I thought of all I knew because of her—which was what she was asking. How, at the rare times we went to New York as a family, I lost myself in fancy on the side streets of where I meant someday to paint all streets, and to be the mistress as well of somebody who had no wife. How, in the very scene we lived in, I would never have sensed the layers of things, even to the small, severe still-life judgments between truffle and nougat. Or to the way the lip retracts in jealousy, even on an otherwise nice young girl. Without my mother, I would never have had the hayloft courage to do what I had done with Bill Wetmore, which I did not regret then, and do not now. Even at this moment, she was teaching me the difference between fast and slow.

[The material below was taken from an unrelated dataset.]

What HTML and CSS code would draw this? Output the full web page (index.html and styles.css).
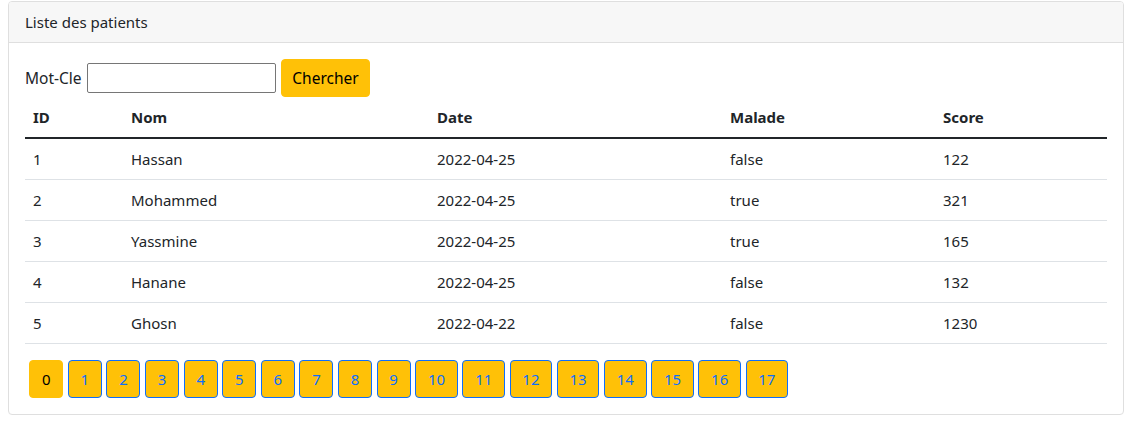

If the parents don’t burden us, they cannot teach us. I didn’t know that yet, but I answered, and joyously.
“Never. I can never know too much.”
She smiled. That’s my girl. She whispered it really, bowing her head. “Your father would not agree.”
Though I was desperately fond of him, here he seemed an intrusion. I did not mind that he thought as he did. Though I would never fault her, he was the brake. Because of him, I had an inkling I would one day do as she had: I would marry well.
But at the moment, her mention of him confused me. Was she running away from him, or from Craig Towle?
Perhaps she saw my state. Her way was to confuse me further, but always one step ahead. “Would you like to know something I know about you?”
If she saw my scare, she also saw I was ready. To be told I was illegitimate? Or destined to suffer a rare hereditary disease? No—this she would have managed to let me know. But suppose she had seen that I was not going to be able to do what I thought I was fitted for?